With all this drama I’m dealing with, work has been great, or so I thought. Before all this family fiasco, I led our department numbers to above plan sales goals. I confidently believe that my organization made our denim department explode in the last few months. Between my customer service approach and my product knowledge, I garner respectable sales.
Confident in my abilities a few weeks back I initiated dialog to discuss growth opportunity. If my alimony would stop I need a boost in income. I began with my sales manager, Mary, who supported my ambitions. I got the ear of another mid-level manager, Sharon, who also made suggestions. The next step was my store manager, Gail. She is a tough one. Her actions are unpredictable. She’s icy hot, no way of telling what you’ll get. I think she’s a bitch.
I decided to write her an email, which is my best form of communication. I tried to modestly point out my accomplishments and strengths, ending with specific roles I would excel in. My style was nice, and my grammer checked. If she wasn’t impressed then she will never be. That is not a statement of my performance, but on hers.
Every week Gail walks the floor with the visuals manager. They comment on the clothes and their appearance. The two of them together pick at everything. They never say great job. They save that for the morning rally when things are generalized. I greet Gail and she responds, no mention of my email. Hmmm…
My department alone has many issues. Yesterday I was trampled by a rolling rack. This was in the stockroom that failed many safety violations. Operationally we are old school, don’t replace it until it dies. We have four of eight lights out in this stock room. They other stock room has a leaky roof. Buckets sit beneath all the time. That’s classy. They won’t even give me air freshener to hide the musty smell.
Right before I am off, I have to go to the executive office to complete an accident report. I wanted to go home. I was achy from the accident. We called some hotline that took a report of the case. I had to speak to a nurse and discuss my condition. Mary, my manager, sat with me the entire time. Just when I thought I finished, Mary pulls me into a room so we can talk without being interrupted. This must be serious.
Mary begins with how she can no longer ‘go up to bat’ when I am making an ongoing series of meal violations. State law mandates that I must go to lunch before (gosh I don’t even know the rule) an extended period of time within my shift. When I fail to clock out before I am paid extra money, but warned by management that it is a bad thing.
I don’t do these violations on purpose. It’s hard for me to walk away from a sale. Since my start date I have received nine meal violations. That’s pretty neglectful. I’m averaging three a month in the last two months. This is the third time I am asked to sign a paper saying I acknowledge meal violations are against company policy and create an action plan to improve the issue.
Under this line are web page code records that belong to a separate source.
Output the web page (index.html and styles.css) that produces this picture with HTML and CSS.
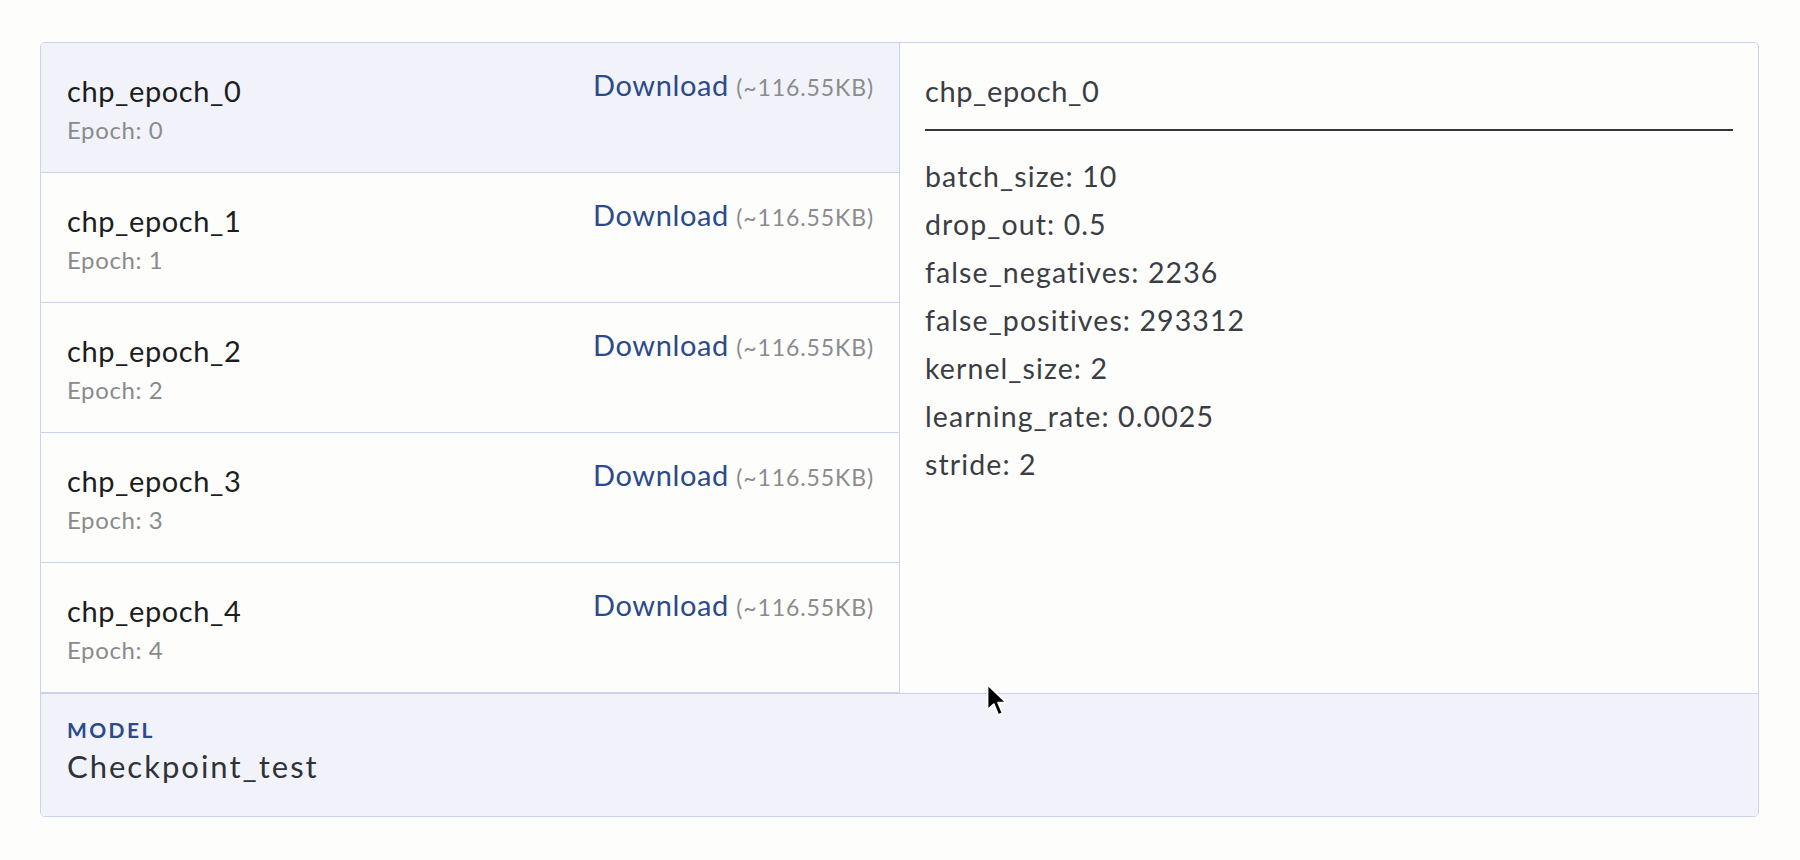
FILE: index.html
```html
<!DOCTYPE html>
<html>
<head>
<meta charset="utf-8">
<link rel="stylesheet" href="styles.css">
</head>
<body>
<div class="card">
  <div class="main">
    <div class="list">
      <div class="row selected">
        <div class="info"><div class="name">chp_epoch_0</div><div class="epoch">Epoch: 0</div></div>
        <div class="dl"><a class="link">Download</a> <span class="size">(~116.55KB)</span></div>
      </div>
      <div class="row">
        <div class="info"><div class="name">chp_epoch_1</div><div class="epoch">Epoch: 1</div></div>
        <div class="dl"><a class="link">Download</a> <span class="size">(~116.55KB)</span></div>
      </div>
      <div class="row">
        <div class="info"><div class="name">chp_epoch_2</div><div class="epoch">Epoch: 2</div></div>
        <div class="dl"><a class="link">Download</a> <span class="size">(~116.55KB)</span></div>
      </div>
      <div class="row">
        <div class="info"><div class="name">chp_epoch_3</div><div class="epoch">Epoch: 3</div></div>
        <div class="dl"><a class="link">Download</a> <span class="size">(~116.55KB)</span></div>
      </div>
      <div class="row">
        <div class="info"><div class="name">chp_epoch_4</div><div class="epoch">Epoch: 4</div></div>
        <div class="dl"><a class="link">Download</a> <span class="size">(~116.55KB)</span></div>
      </div>
    </div>
    <div class="detail">
      <div class="title">chp_epoch_0</div>
      <div class="props">
        <div>batch_size: 10</div>
        <div>drop_out: 0.5</div>
        <div>false_negatives: 2236</div>
        <div>false_positives: 293312</div>
        <div>kernel_size: 2</div>
        <div>learning_rate: 0.0025</div>
        <div>stride: 2</div>
      </div>
    </div>
  </div>
  <div class="footer">
    <div class="label">MODEL</div>
    <div class="model">Checkpoint_test</div>
  </div>
  <svg class="cursor" width="24" height="36" viewBox="0 0 24 36"><path d="M1.5 1.5 L1.5 27 L7.8 21.2 L12.3 32 L16.6 30.2 L12.1 19.7 L20.3 19.7 Z" fill="#000" stroke="#fff" stroke-width="1.8" stroke-linejoin="round"/></svg>
</div>
</body>
</html>
```
FILE: styles.css
```css
html, body {
  margin: 0;
  padding: 0;
  background: #fdfdfb;
  font-family: Lato, "Noto Sans", sans-serif;
}
.card {
  position: relative;
  box-sizing: border-box;
  margin: 42px 0 0 40px;
  width: 1719px;
  border: 1px solid #c9d3ee;
  border-radius: 5px;
  overflow: hidden;
}
.main {
  display: flex;
}
.list {
  width: 858px;
  flex: none;
  border-right: 1px solid #c9d3ee;
}
.row {
  box-sizing: border-box;
  height: 130px;
  display: flex;
  justify-content: space-between;
  align-items: flex-start;
  padding: 24px 25px 0 26px;
  border-bottom: 1px solid #c9d3ee;
}
.row.selected {
  background: #f2f3fa;
}
.info {
  padding-top: 6px;
}
.name {
  font-size: 29px;
  line-height: 36px;
  letter-spacing: 0.6px;
  color: #1c1d20;
}
.epoch {
  font-size: 24px;
  line-height: 36px;
  letter-spacing: 0.6px;
  margin-top: 3px;
  color: #8a8b8d;
}
.dl {
  font-size: 29px;
  line-height: 36px;
  white-space: nowrap;
}
.link {
  color: #2b4a8b;
  letter-spacing: 0.6px;
}
.size {
  font-size: 23px;
  letter-spacing: 0.9px;
  color: #8a8b8d;
}
.detail {
  flex: 1;
  padding: 30px 25px 0 25px;
  color: #3a3e44;
}
.title {
  font-size: 29px;
  line-height: 36px;
  letter-spacing: 0.6px;
  padding-bottom: 20px;
  border-bottom: 2px solid #333538;
}
.props {
  margin-top: 21px;
  font-size: 28.5px;
  line-height: 48px;
  letter-spacing: 1.1px;
}
.footer {
  box-sizing: border-box;
  height: 123px;
  border-top: 1px solid #c9d3ee;
  background: #f2f3fa;
  padding: 23px 26px 0 26px;
}
.label {
  font-size: 21px;
  line-height: 26px;
  font-weight: 700;
  letter-spacing: 2.4px;
  color: #2c4a8c;
}
.model {
  margin-top: 3px;
  font-size: 31px;
  line-height: 40px;
  letter-spacing: 2px;
  color: #2f3337;
}
.cursor {
  position: absolute;
  left: 945px;
  top: 640px;
}
```
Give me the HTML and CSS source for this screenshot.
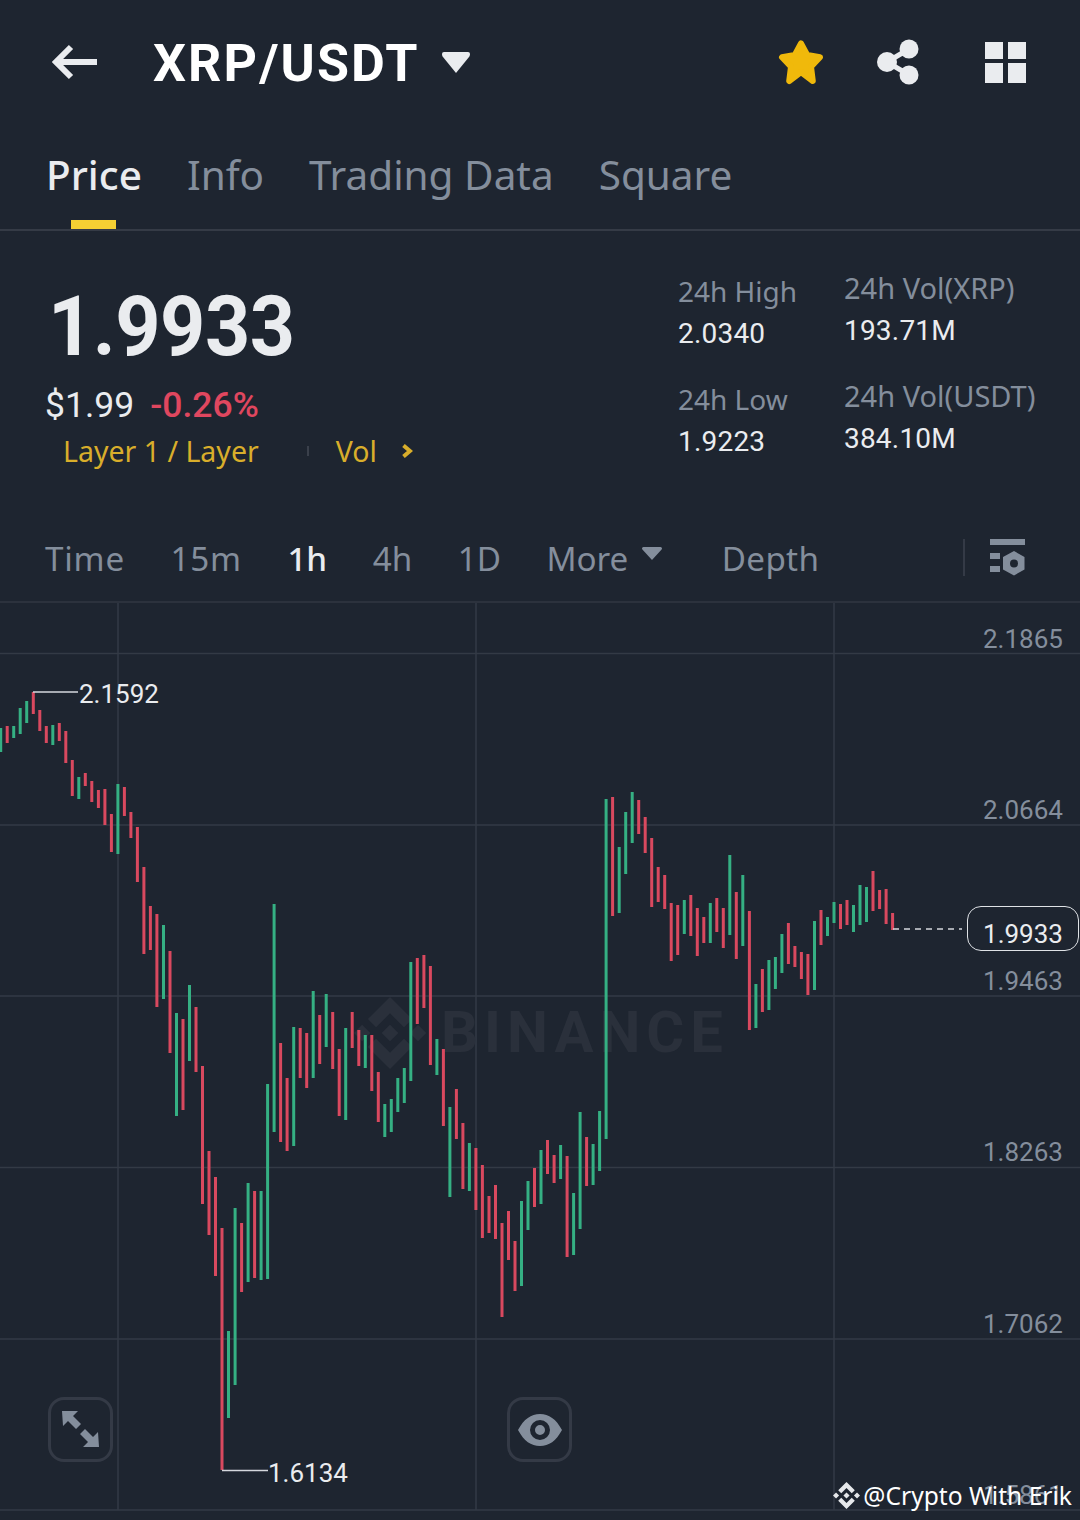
FILE: index.html
```html
<!DOCTYPE html>
<html lang="en">
<head>
<meta charset="utf-8">
<title>XRP/USDT</title>
<link rel="stylesheet" href="styles.css">
</head>
<body>
<div class="page">
  <header class="header">
    <svg class="back" width="46" height="36" viewBox="0 0 46 36"><path d="M45 18H5M19 3L4 18l15 15" /></svg>
    <h1 class="pair">XRP/USDT</h1>
    <svg class="pair-caret" width="28" height="21" viewBox="0 0 28 21"><path d="M2 0h24a2 2 0 0 1 2 2c0 1-.4 2.500-1 3L14 21 1 5C.4 4.500 0 3 0 2a2 2 0 0 1 2-2z"/></svg>
    <div class="header-icons">
      <svg width="46" height="46" viewBox="0 0 46 46"><path class="star" d="M23 4.500L29.200 16 42 18.300 33 27.700 34.800 42 23 33 11.200 42 13 27.700 4 18.300 16.800 16z"/></svg>
      <svg class="share" width="44" height="46" viewBox="0 0 44 46"><path d="M33 10L11 23l22 13"/><circle cx="33" cy="10" r="9.500"/><circle cx="11" cy="23" r="10"/><circle cx="33" cy="36" r="9.500"/></svg>
      <svg class="layout" width="41" height="41" viewBox="0 0 41 41"><rect x="0" y="0" width="18" height="17"/><rect x="23" y="0" width="18" height="17"/><rect x="0" y="21" width="18" height="20"/><rect x="23" y="21" width="18" height="20"/></svg>
    </div>
  </header>

  <nav class="tabs">
    <a class="tab tab-active">Price<span class="tab-mark"></span></a>
    <a class="tab">Info</a>
    <a class="tab">Trading Data</a>
    <a class="tab">Square</a>
  </nav>

  <section class="summary">
    <div class="summary-left">
      <div class="last-price">1.9933</div>
      <div class="fiat-row"><span class="fiat">$1.99</span><span class="change">-0.26%</span></div>
      <div class="tags-row">
        <span>Layer 1 / Layer</span>
        <i class="tags-divider"></i>
        <span>Vol</span>
        <svg class="tags-chevron" width="12" height="14" viewBox="0 0 12 14"><path d="M2.500 1.500L9 7l-6.500 5.500"/></svg>
      </div>
    </div>
    <div class="stats">
      <dl class="stat-col">
        <dt>24h High</dt><dd>2.0340</dd>
        <dt>24h Low</dt><dd>1.9223</dd>
      </dl>
      <dl class="stat-col stat-col-raised">
        <dt>24h Vol(XRP)</dt><dd>193.71M</dd>
        <dt>24h Vol(USDT)</dt><dd>384.10M</dd>
      </dl>
    </div>
  </section>

  <nav class="ranges">
    <span class="range-wide">Time</span>
    <span class="range-wide">15m</span>
    <span class="range-active">1h</span>
    <span>4h</span>
    <span>1D</span>
    <span class="range-more">More<svg width="20" height="13" viewBox="0 0 20 13"><path d="M1.500 0h17a1.500 1.500 0 0 1 1.100 2.500L10 13 .4 2.500A1.500 1.500 0 0 1 1.500 0z"/></svg></span>
    <span class="range-depth">Depth</span>
    <i class="ranges-divider"></i>
    <svg class="ranges-settings" width="36" height="37" viewBox="0 0 36 37"><path d="M0 0h35v6H0zM0 14h10v6H0zM0 27h10v6H0z"/><path fill-rule="evenodd" d="M24 12l10.500 6v12.500L24 36.500l-11-6V18zm0 8.500a4 4 0 1 0 0 8 4 4 0 0 0 0-8z"/></svg>
  </nav>

  <main class="chart">
    <svg class="chart-svg" width="1080" height="917" viewBox="0 603 1080 917">
      <path class="grid" d="M0 653.500H1080M0 825H1080M0 996H1080M0 1167.500H1080M0 1339H1080M0 1510H1080M118 603V1510M476 603V1510M834 603V1510"/>
      <g class="mark">
        <g transform="translate(354 997) scale(.5687)">
          <path d="M38.730 53.200l24.590-24.580 24.600 24.600 14.300-14.300L63.320 0l-38.900 38.900 14.310 14.300zM0 63.310L14.300 49l14.310 14.310-14.310 14.300zM38.730 73.410L63.320 98l24.600-24.600 14.310 14.290-38.900 38.910-38.910-38.880-.02-.02zM98.280 63.310l14.300-14.310 14.310 14.300-14.310 14.310zM77.830 63.300L63.320 48.780 52.590 59.510l-1.240 1.230-2.540 2.540 14.510 14.500 14.510-14.470z"/>
        </g>
        <text class="mark-word" x="441" y="1052">BINANCE</text>
      </g>
      <path class="candles-green" d="M.7 728V752M13.700 726V738M20.200 708V734M26.700 701V723M52.800 725V745M78.800 777V799M117.900 784V854M163.500 925V999M176.500 1013V1116M189.500 985V1061M228.500 1331V1418M235.100 1208V1385M248.100 1183V1282M261.100 1191V1280M267.600 1084V1279M274.100 904V1132M293.700 1027V1146M313.200 991V1078M326.200 994V1047M345.700 1028V1120M365.300 1035V1068M384.800 1104V1137M391.300 1099V1132M397.800 1078V1112M404.300 1068V1103M410.800 962V1081M436.900 1039V1075M449.900 1107V1197M469.400 1143V1191M521.500 1201V1286M528 1181V1230M541 1150V1204M560.600 1145V1179M573.600 1193V1255M580.100 1112V1229M593.100 1144V1185M599.600 1111V1171M606.100 799V1139M619.200 847V913M625.700 812V874M632.200 792V843M684.300 900V934M710.300 903V943M729.800 855V935M742.800 875V946M755.900 984V1028M768.900 960V1010M775.400 957V989M781.900 934V973M814.500 921V990M827.500 917V936M834 902V923M853.500 905V932M860 885V925M866.500 887V922"/>
      <path class="candles-red" d="M7.200 726V743M33.300 692V714M39.800 710V731M46.300 726V743M59.300 723V741M65.800 731V763M72.300 760V796M85.300 773V786M91.800 781V802M98.400 790V808M104.900 789V825M111.400 814V852M124.400 787V816M130.900 812V838M137.400 827V882M143.900 867V954M150.400 906V950M156.900 914V1007M170 951V1053M183 1019V1110M196 1007V1072M202.500 1066V1204M209 1151V1235M215.500 1177V1276M222 1228V1470M241.600 1223V1292M254.600 1191V1278M280.600 1043V1142M287.100 1078V1151M300.200 1028V1078M306.700 1033V1088M319.700 1015V1064M332.700 1012V1069M339.200 1049V1116M352.200 1012V1048M358.800 1030V1066M371.800 1035V1091M378.300 1072V1122M417.300 958V1024M423.900 955V1008M430.400 966V1065M443.400 1049V1126M456.400 1089V1139M462.900 1123V1189M475.900 1148V1210M482.400 1165V1238M489 1196V1233M495.500 1185V1239M502 1223V1317M508.500 1211V1260M515 1241V1291M534.500 1168V1207M547.500 1140V1174M554.100 1155V1183M567.100 1156V1257M586.600 1137V1186M612.600 797V916M638.700 800V834M645.200 817V853M651.700 838V907M658.200 867V902M664.700 875V909M671.200 903V961M677.700 905V955M690.800 895V936M697.300 908V956M703.800 917V943M716.800 898V932M723.300 908V948M736.300 892V959M749.400 911V1030M762.400 969V1012M788.400 923V964M794.900 946V967M801.400 952V979M807.900 954V995M821 910V945M840.500 904V929M847 900V925M873 871V911M879.600 890V909M886.100 889V924M892.600 913V930"/>
      <path class="leader" d="M33 692H78M222 1470.500H268"/>
      <path class="last-line" d="M893 929H962"/>
      <g class="axis">
        <text x="983" y="648">2.1865</text>
        <text x="983" y="819">2.0664</text>
        <text x="983" y="990">1.9463</text>
        <text x="983" y="1161">1.8263</text>
        <text x="983" y="1333">1.7062</text>
        <text x="983" y="1504">1.5861</text>
      </g>
      <text class="extreme" x="79" y="703">2.1592</text>
      <text class="extreme" x="268" y="1482">1.6134</text>
    </svg>

    <div class="price-tag">1.9933</div>

    <button class="chart-btn btn-expand">
      <svg width="38" height="38" viewBox="0 0 38 38"><path d="M0 0h16l-5 5 8 8-5 5-8-8-5 5zM37 36H21l5-5-8-8 5-5 8 8 5-5z"/></svg>
    </button>
    <button class="chart-btn btn-eye">
      <svg width="44" height="32" viewBox="0 0 44 32"><path fill-rule="evenodd" d="M22 0c9 0 16 5 22 16-6 11-13 16-22 16S6 27 0 16C6 5 13 0 22 0zm0 6a10 10 0 1 0 0 20 10 10 0 0 0 0-20zm0 5a5 5 0 1 1 0 10 5 5 0 0 1 0-10z"/></svg>
    </button>

    <div class="credit">
      <svg width="27" height="27" viewBox="0 0 126.610 126.610"><path d="M38.730 53.200l24.590-24.580 24.600 24.600 14.300-14.300L63.320 0l-38.900 38.900 14.310 14.300zM0 63.310L14.300 49l14.310 14.310-14.310 14.300zM38.730 73.410L63.320 98l24.600-24.600 14.310 14.290-38.900 38.910-38.910-38.880-.02-.02zM98.280 63.310l14.300-14.310 14.310 14.300-14.310 14.310zM77.830 63.300L63.320 48.780 52.590 59.510l-1.240 1.230-2.540 2.540 14.510 14.500 14.510-14.470z"/></svg>
      <span>@Crypto With Erik</span>
    </div>
  </main>
</div>
</body>
</html>
```
FILE: styles.css
```css
* { box-sizing: border-box; }
html, body { margin: 0; padding: 0; background: #1e2530; }
body { font-family: "Noto Sans", sans-serif; color: #eaecef; }
.page { width: 1080px; height: 1520px; overflow: hidden; display: flex; flex-direction: column; }

.header { height: 124px; display: flex; align-items: center; padding: 0 54px 0 52px; flex: none; }
.back { fill: none; stroke: #eaecef; stroke-width: 6; margin-right: 55px; }
.pair { margin: 0 22px 0 0; font: 700 52px/1 Roboto, sans-serif; color: #fff; letter-spacing: 2.100px; position: relative; top: 2px; }
.pair-caret { fill: #eaecef; }
.header-icons { margin-left: auto; display: flex; align-items: center; gap: 52px; }
.star { fill: #f0b90b; stroke: #f0b90b; stroke-width: 6; stroke-linejoin: round; }
.share { fill: #eaecef; }
.share path { fill: none; stroke: #eaecef; stroke-width: 5; }
.layout { fill: #eaecef; margin-left: 13px; }

.tabs { height: 107px; flex: none; display: flex; gap: 45px; padding: 0 0 0 46px; border-bottom: 2px solid #353b46; }
.tab { display: flex; flex-direction: column; align-items: center; color: #848e9c; font-size: 40.500px; line-height: 54px; padding-top: 24px; }
.tab-active { color: #eaecef; font-weight: 500; }
.tab-mark { width: 45px; height: 9px; background: #f5d033; margin-top: 18px; }

.summary { height: 291px; flex: none; display: flex; justify-content: space-between; padding: 0 46px 0 46px; }
.summary-left { padding-top: 54px; }
.last-price { font: 700 84px/1 Roboto, sans-serif; margin-left: 2px; letter-spacing: -.5px; color: #eaecef; transform: scaleX(.94); transform-origin: left center; }
.fiat-row { display: flex; gap: 16px; margin: 15px 0 0 -1px; font: 400 35.500px/42px Roboto, sans-serif; }
.change { color: #e0475f; font-weight: 500; }
.tags-row { display: flex; align-items: center; margin: 5px 0 0 17px; color: #d9ae2b; font: 400 28.500px/40px "Noto Sans", sans-serif; }
.tags-divider { width: 2px; height: 10px; background: #3a404b; margin: 0 27px 0 48px; }
.tags-chevron { fill: none; stroke: #d9ae2b; stroke-width: 4; margin-left: 24px; }

.stats { display: grid; grid-template-columns: 166px auto; padding-top: 40px; width: 356px; flex: none; }
.stat-col { margin: 0; }
.stat-col dt { color: #848e9c; font-size: 28px; line-height: 40px; white-space: nowrap; }
.stat-col-raised { margin-top: -3px; }
.stat-col-raised dt { font-size: 29px; }
.stat-col dd { margin: 3px 0 25px; font: 400 28px/40px Roboto, sans-serif; color: #eaecef; letter-spacing: .2px; white-space: nowrap; }

.ranges { height: 81px; flex: none; display: flex; align-items: center; gap: 45.500px; padding: 0 54px 6px 45px; border-bottom: 2px solid #2c323d; color: #848e9c; font-size: 33.200px; }
.range-wide { letter-spacing: .8px; }
.range-active { color: #eaecef; font-weight: 500; }
.range-more { display: flex; align-items: center; gap: 14px; }
.range-more svg { fill: #848e9c; margin-top: -10px; }
.range-depth { margin-left: 14px; letter-spacing: .3px; }
.ranges-divider { width: 2px; height: 37px; background: #343a46; margin-left: auto; margin-right: -20px; margin-top: -2px; }
.ranges-settings { fill: #848e9c; margin-top: -2px; }

.chart { position: relative; flex: 1; }
.chart-svg { display: block; }
.grid { fill: none; stroke: #333a45; stroke-width: 1.500; }
.mark { fill: #2a303b; }
.mark-word { font: 700 58px Roboto, sans-serif; letter-spacing: 6px; }
.candles-green { fill: none; stroke: #35b083; stroke-width: 3; }
.candles-red { fill: none; stroke: #d9495f; stroke-width: 3; }
.leader { fill: none; stroke: #d5d8dd; stroke-width: 1.500; }
.last-line { fill: none; stroke: #d5d8dd; stroke-width: 1.500; stroke-dasharray: 6 5; }
.axis { fill: #848e9c; font: 400 26px Roboto, sans-serif; }
.extreme { fill: #eaecef; font: 400 26px Roboto, sans-serif; }

.price-tag { position: absolute; left: 967px; top: 303px; width: 112px; height: 45px; border: 1.500px solid #dfe2e6; border-radius: 14px; background: #1e2530; color: #eaecef; font: 400 26px/55px Roboto, sans-serif; text-align: center; }
.chart-btn { position: absolute; top: 794px; width: 65px; height: 65px; padding: 0; display: flex; align-items: center; justify-content: center; background: transparent; border: 3px solid #343a46; border-radius: 16px; }
.chart-btn svg { fill: #848e9c; }
.btn-expand { left: 48px; }
.btn-eye { left: 507px; }
.credit { position: absolute; right: 8px; top: 879px; display: flex; align-items: center; gap: 3px; color: #fff; font: 400 24.600px/27px "Noto Sans", sans-serif; }
.credit svg { fill: #e6e8eb; }
```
Here’s the catch, I was given a day off paid to complete this form. The suspension is now on my file for the next year. Are they trying to create a paper trail? I’m assured by my manager that this is protocol. Urban legend around the store is that people get fired for meal violations. We all know they are not tolerated.
Now I have to complete my response to the write up. I will take responsibility for my actions and their repercussions. Most of all, I am sorry to my department who constantly has to cover for me. I work with a great team. Absence is becoming my M.O.. Not good! Better lay off the promotion talk and work on showing up and following my schedule.
My income is futile. I’m going to find a way to what I love to do. I’ve gained valuable lessons when I posed with challengea. I will contemplate on it while I sit here on ice, feeling old and damaged. A paid day off is not such a bad thing, aye?